Nolan Reimold could still be in the mix, as well, with Showalter saying nothing is set in stone at this point.

"I'm still looking at everything," Showalter said. "It's way too early not to have an open mind on anything that might present itself that makes us as good as we can be. Like I've said before, I'm just excited that we have multiple options."

Showalter keeps Gonzalez away from Red Sox

SARASOTA, Fla. -- Though the Red Sox's split-squad lineup on Friday wasn't exactly filled with regulars, Orioles manager Buck Showalter still preferred not to give Boston an early look at starter Miguel Gonzalez.

Instead, Gonzalez will pitch four innings against a Double-A squad in front of pitching coach Rick Adair at Twin Lakes. The Orioles are currently in the midst of a stretch in which they play seven of nine games against either American League East rivals or the Twins, whom they face in their home-opening series.

"Power pitchers, relievers, whatever -- who depend a lot on velocity and stuff -- I don't really care about them. It's no secret what's going to happen," Showalter said. "But when you get into guys who depend on pitch sequences and multiple pitches -- the [Jason] Hammels and [Wei-Yin] Chens and Gonzalezes -- I don't like [them facing division foes]. We're going to face them enough during the year."

If it seems like Showalter is being overly cautious, he does have another reason for sending certain starters to Twin Lakes instead of using them in Grapefruit League contests -- which he will do again with Chris Tillman on Saturday and Chen on Monday.

"It's also because you control the pitch counts down there," Showalter said. "If he throws 15, 20 pitches in an inning, we can say, 'That's enough.' So we know he's going to reach the perfect pitch count and innings pitched over there. He's not going to all of the sudden have 30 pitches in an inning and we have to sit him down after two innings here. So we control the environment."

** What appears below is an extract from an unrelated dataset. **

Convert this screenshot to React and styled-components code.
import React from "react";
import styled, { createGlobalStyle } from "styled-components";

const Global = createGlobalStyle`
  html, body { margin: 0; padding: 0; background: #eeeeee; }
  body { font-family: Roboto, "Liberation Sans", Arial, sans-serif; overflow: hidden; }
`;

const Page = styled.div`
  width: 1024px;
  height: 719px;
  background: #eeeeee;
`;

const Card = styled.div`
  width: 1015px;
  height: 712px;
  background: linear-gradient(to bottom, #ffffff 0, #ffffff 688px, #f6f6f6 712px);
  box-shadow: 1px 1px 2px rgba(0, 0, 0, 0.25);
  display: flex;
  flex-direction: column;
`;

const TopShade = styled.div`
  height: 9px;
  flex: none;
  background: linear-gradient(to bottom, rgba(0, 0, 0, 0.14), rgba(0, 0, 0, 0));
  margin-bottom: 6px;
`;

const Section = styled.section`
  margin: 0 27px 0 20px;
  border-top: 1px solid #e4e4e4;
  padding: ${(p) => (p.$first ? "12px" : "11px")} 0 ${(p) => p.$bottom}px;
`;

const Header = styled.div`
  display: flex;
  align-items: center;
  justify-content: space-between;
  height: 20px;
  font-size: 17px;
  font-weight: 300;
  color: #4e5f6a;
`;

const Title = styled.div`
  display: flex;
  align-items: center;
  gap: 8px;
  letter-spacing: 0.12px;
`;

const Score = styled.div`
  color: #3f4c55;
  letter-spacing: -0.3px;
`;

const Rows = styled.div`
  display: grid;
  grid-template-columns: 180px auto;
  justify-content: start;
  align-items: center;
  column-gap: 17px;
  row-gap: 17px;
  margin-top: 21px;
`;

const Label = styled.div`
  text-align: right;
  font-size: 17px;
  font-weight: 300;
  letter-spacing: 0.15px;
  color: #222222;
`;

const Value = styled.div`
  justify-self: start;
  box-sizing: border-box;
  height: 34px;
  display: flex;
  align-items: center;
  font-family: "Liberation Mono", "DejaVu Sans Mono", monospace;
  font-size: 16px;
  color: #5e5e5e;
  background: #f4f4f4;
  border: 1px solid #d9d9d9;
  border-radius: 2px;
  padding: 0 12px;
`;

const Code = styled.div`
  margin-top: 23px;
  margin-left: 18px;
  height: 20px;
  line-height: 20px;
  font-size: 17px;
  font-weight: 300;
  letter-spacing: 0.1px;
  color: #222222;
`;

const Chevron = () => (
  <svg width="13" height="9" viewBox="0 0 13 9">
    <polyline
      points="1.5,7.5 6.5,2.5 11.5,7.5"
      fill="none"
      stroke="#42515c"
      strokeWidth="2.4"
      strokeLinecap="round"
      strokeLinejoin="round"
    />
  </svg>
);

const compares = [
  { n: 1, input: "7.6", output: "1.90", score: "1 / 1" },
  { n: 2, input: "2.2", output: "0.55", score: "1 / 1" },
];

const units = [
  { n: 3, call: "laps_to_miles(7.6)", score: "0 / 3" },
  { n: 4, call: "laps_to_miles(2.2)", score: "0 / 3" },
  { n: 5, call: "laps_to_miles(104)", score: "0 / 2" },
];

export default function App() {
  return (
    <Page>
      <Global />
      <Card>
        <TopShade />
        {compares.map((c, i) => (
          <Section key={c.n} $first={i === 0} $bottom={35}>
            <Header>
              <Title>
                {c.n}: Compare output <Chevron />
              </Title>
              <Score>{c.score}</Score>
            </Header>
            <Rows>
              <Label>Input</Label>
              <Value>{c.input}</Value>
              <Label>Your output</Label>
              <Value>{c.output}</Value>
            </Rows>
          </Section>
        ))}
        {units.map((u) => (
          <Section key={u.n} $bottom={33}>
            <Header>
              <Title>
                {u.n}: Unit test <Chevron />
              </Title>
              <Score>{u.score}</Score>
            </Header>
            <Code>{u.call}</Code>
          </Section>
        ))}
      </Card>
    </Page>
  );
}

Showalter agrees with call, not with rule

SARASOTA, Fla. -- Following Thursday's 4-3 loss to the Rays, Orioles manager Buck Showalter wasn't too pleased with the unusual catcher's interference call that ultimately awarded Tampa Bay the game-winning run.

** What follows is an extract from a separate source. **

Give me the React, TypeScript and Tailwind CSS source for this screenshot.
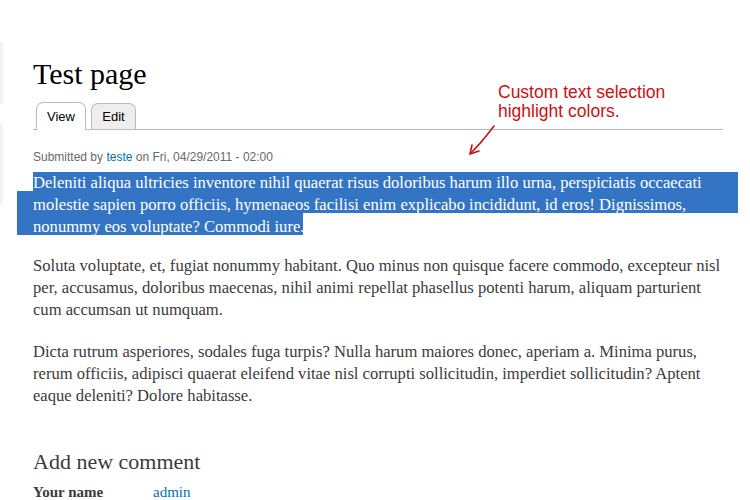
import React from "react";

const serif = { fontFamily: '"Liberation Serif", Georgia, serif' };
const sans = { fontFamily: '"Liberation Sans", Arial, sans-serif' };

const selected = [
  "Deleniti aliqua ultricies inventore nihil quaerat risus doloribus harum illo urna, perspiciatis occaecati",
  "molestie sapien porro officiis, hymenaeos facilisi enim explicabo incididunt, id eros! Dignissimos,",
  "nonummy eos voluptate? Commodi iure.",
];

const paragraphs = [
  [
    "Soluta voluptate, et, fugiat nonummy habitant. Quo minus non quisque facere commodo, excepteur nisl",
    "per, accusamus, doloribus maecenas, nihil animi repellat phasellus potenti harum, aliquam parturient",
    "cum accumsan ut numquam.",
  ],
  [
    "Dicta rutrum asperiores, sodales fuga turpis? Nulla harum maiores donec, aperiam a. Minima purus,",
    "rerum officiis, adipisci quaerat eleifend vitae nisl corrupti sollicitudin, imperdiet sollicitudin? Aptent",
    "eaque deleniti? Dolore habitasse.",
  ],
];

const App = () => {
  return (
    <div className="relative flex w-[750px] h-[500px] overflow-hidden bg-white">
      {/* faint sidebar edge */}
      <div className="w-[3px] shrink-0 pt-[42px]">
        <div className="h-[62px] bg-[#f2f2ee]" />
        <div className="h-[80px] mt-[20px] bg-[#f2f2ee]" />
      </div>

      <div className="pl-[30px] w-[720px]">
        <h1 className="mt-[56px] text-[30px] leading-[36px] text-black" style={serif}>
          Test page
        </h1>

        {/* tabs */}
        <div className="flex gap-[5px] pl-[3px] mt-[10px] w-[690px] border-b border-[#bbbbbb]" style={sans}>
          <div className="-mb-px h-[28px] w-[50px] flex items-center justify-center rounded-t-[7px] border border-b-0 border-[#bbbbbb] bg-white text-[13px] text-black">
            View
          </div>
          <div className="h-[26px] mt-[1px] w-[45px] flex items-center justify-center rounded-t-[7px] border border-b-0 border-[#bbbbbb] bg-[#eeeeee] text-[13px] text-black">
            Edit
          </div>
        </div>

        <div className="mt-[20px] text-[12px] leading-[14px] text-[#68696b]" style={sans}>
          Submitted by <span className="text-[#0071b3]">teste</span> on Fri, 04/29/2011 - 02:00
        </div>

        {/* selected paragraph */}
        <div className="mt-[8px] text-[16.6px] text-white whitespace-nowrap" style={serif}>
          <div className="h-[19px] w-[705px] leading-[22px] bg-[#3474c5]">{selected[0]}</div>
          <div className="h-[22px] w-[721px] -ml-[16px] pl-[16px] pt-[3px] leading-[22px] bg-[#3474c5]">{selected[1]}</div>
          <div className="h-[22px] w-[286px] -ml-[16px] pl-[16px] pt-[3px] leading-[22px] bg-[#3474c5]">{selected[2]}</div>
        </div>

        {paragraphs.map((lines, i) => (
          <p key={i} className="mt-[20px] text-[16.6px] leading-[22px] text-[#3b3b3b] whitespace-nowrap" style={serif}>
            {lines.map((line, j) => (
              <span key={j} className="block">{line}</span>
            ))}
          </p>
        ))}

        <h2 className="mt-[42px] text-[22px] leading-[26px] text-[#3b3b3b]" style={serif}>
          Add new comment
        </h2>

        <div className="flex mt-[8px] text-[15px] leading-[18px]" style={serif}>
          <span className="w-[120px] font-bold text-[#3b3b3b]">Your name</span>
          <span className="text-[#0071b3]">admin</span>
        </div>
      </div>

      {/* annotation */}
      <div className="absolute left-[498px] top-[83px] text-[17.5px] leading-[19px] text-[#cc1111]" style={sans}>
        Custom text selection
        <br />
        highlight colors.
      </div>
      <svg className="absolute left-[460px] top-[120px]" width="40" height="40" viewBox="0 0 40 40" fill="none">
        <path d="M34 6 C 28 14, 16 28, 10 34" stroke="#cc1111" strokeWidth="1.6" strokeLinecap="round" />
        <path d="M10 34 L 12 25 M10 34 L 19 31" stroke="#cc1111" strokeWidth="1.6" strokeLinecap="round" />
      </svg>
    </div>
  );
};

export default App;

Showalter's qualm wasn't with third-base umpire Chad Fairchild -- whom he acknowledged made the proper call -- but instead with the rule itself. That rule, 7.04 (e) in the official rulebook, states:

"Each runner, other than the batter, may without liability to be put out, advance one base when a fielder deliberately touches a pitched ball with his cap, mask or any part of his uniform detached from its proper place on his person. The ball is in play, and the award is made from the position of the runner at the time the ball was touched."

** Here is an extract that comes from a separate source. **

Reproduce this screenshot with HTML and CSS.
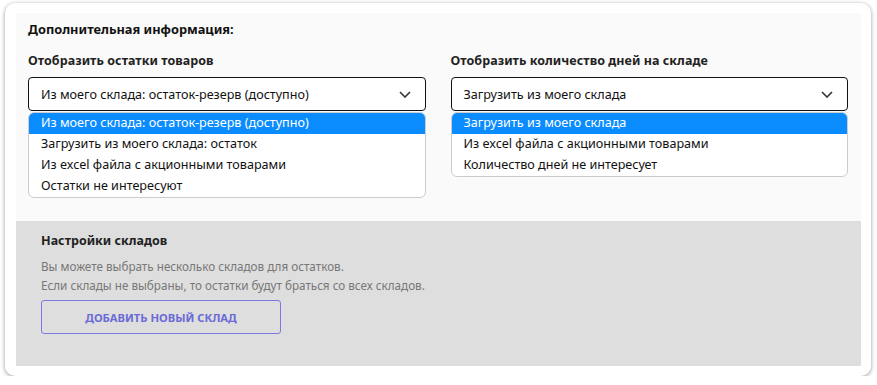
FILE: index.html
```html
<!DOCTYPE html>
<html lang="ru">
<head>
<meta charset="utf-8">
<link rel="stylesheet" href="styles.css">
</head>
<body>
<div class="card">
  <div class="inner">
    <section class="top">
      <h2 class="title">Дополнительная информация:</h2>
      <div class="cols">
        <div class="field">
          <div class="label">Отобразить остатки товаров</div>
          <div class="select">
            <span>Из моего склада: остаток-резерв (доступно)</span>
            <svg class="chev" width="12" height="7" viewBox="0 0 12 7"><path d="M1 1l5 5 5-5" fill="none" stroke="#333" stroke-width="1.6"/></svg>
          </div>
          <ul class="menu">
            <li class="active">Из моего склада: остаток-резерв (доступно)</li>
            <li>Загрузить из моего склада: остаток</li>
            <li>Из excel файла с акционными товарами</li>
            <li>Остатки не интересуют</li>
          </ul>
        </div>
        <div class="field">
          <div class="label">Отобразить количество дней на складе</div>
          <div class="select">
            <span>Загрузить из моего склада</span>
            <svg class="chev" width="12" height="7" viewBox="0 0 12 7"><path d="M1 1l5 5 5-5" fill="none" stroke="#333" stroke-width="1.6"/></svg>
          </div>
          <ul class="menu">
            <li class="active">Загрузить из моего склада</li>
            <li>Из excel файла с акционными товарами</li>
            <li>Количество дней не интересует</li>
          </ul>
        </div>
      </div>
    </section>
    <section class="stores">
      <h3 class="stores-title">Настройки складов</h3>
      <p class="hint">Вы можете выбрать несколько складов для остатков.</p>
      <p class="hint">Если склады не выбраны, то остатки будут браться со всех складов.</p>
      <button class="add-btn">ДОБАВИТЬ НОВЫЙ СКЛАД</button>
    </section>
  </div>
</div>
</body>
</html>
```
FILE: styles.css
```css
* { box-sizing: border-box; }
body {
  margin: 0;
  background: #fff;
  font-family: "Noto Sans", "Open Sans", sans-serif;
  color: #111;
}
.card {
  margin: 3px 0 0 5px;
  width: 866px;
  height: 373px;
  background: #fff;
  border-radius: 10px;
  box-shadow: 0 1px 4px rgba(0,0,0,0.4);
  padding: 10px 10px 10px 11px;
}
.inner {
  height: 353px;
  display: flex;
  flex-direction: column;
}
.top {
  background: #fafafa;
  height: 208px;
  padding: 8px 13px 0 12px;
}
.title {
  margin: 0;
  font-size: 12.8px;
  font-weight: 700;
  line-height: 16px;
}
.cols {
  display: flex;
  gap: 25px;
  margin-top: 16px;
}
.field {
  flex: 1;
  position: relative;
}
.label {
  font-size: 12.5px;
  font-weight: 700;
  line-height: 16px;
  letter-spacing: 0.05px;
  color: #222;
}
.select {
  margin-top: 8px;
  height: 34px;
  border: 1px solid #111;
  border-radius: 4px;
  background: #fff;
  display: flex;
  align-items: center;
  justify-content: space-between;
  padding: 0 14px 0 12px;
  font-size: 12.6px;
}
.menu {
  position: absolute;
  left: 0;
  right: 0;
  top: 59px;
  margin: 0;
  padding: 0;
  list-style: none;
  background: #fff;
  border: 1px solid #ccc;
  border-radius: 6px;
  overflow: hidden;
}
.menu li {
  height: 21px;
  line-height: 20px;
  padding-left: 12px;
  font-size: 12.6px;
  color: #111;
}
.menu li.active {
  background: #0a8cff;
  color: #fff;
}
.stores {
  flex: 1;
  background: #dedede;
  padding: 12px 25px 0 25px;
}
.stores-title {
  margin: 0 0 8px;
  font-size: 12.5px;
  font-weight: 700;
  line-height: 16px;
  color: #222;
}
.hint {
  margin: 0;
  font-size: 11.7px;
  line-height: 19px;
  color: #777;
}
.add-btn {
  margin-top: 5px;
  width: 240px;
  height: 34px;
  background: transparent;
  border: 1px solid #7a7ae0;
  border-radius: 3px;
  font-family: inherit;
  font-size: 11.2px;
  font-weight: 700;
  color: #6a6ad8;
}
```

It's that rule that allowed Rays top prospect Wil Myers to trot home from third base after Orioles catcher Luis Exposito used his catcher's mask to casually rake in a pitch from top prospect Dylan Bundy that had bounced off his chest protector and stopped just a couple feet in front of him.

"That's a rule, if you stop and think about it, what purpose does it serve?" Showalter said. "The ball is two feet in front of home plate and you're going to decide a ballgame with that? I mean, the call was right, but why is that rule there? What's it keeping from happening?"

Plenty of fans in attendance seemed to be wondering the same thing, as it wasn't immediately clear why Myers had been awarded home plate. Even Bundy admitted he was initially a bit lost on the mound.

"I didn't really know at all what [the call] was, I'd never even heard of that," Bundy said. "I mean, it's not like he meant to throw the mask at the ball, but I guess that doesn't really matter. That's just baseball."

Worth noting

• Tillman, who is dealing with abdominal soreness, threw another successful bullpen session Thursday and will pitch two innings in Minor League camp at Twin Lakes on Saturday.

• Orioles Minor League reliever Jonatan Isenia has been replaced on the Netherlands roster for the championship round of the World Baseball Classic after straining his right elbow. Isenia, who was replaced by Dodgers reliever Kenley Jansen, pitched 3 2/3 innings in the Classic, allowing one run on two hits.

The 19-year-old righty went 0-1 with a 1.47 ERA last season in 13 appearances in the Dominican summer league.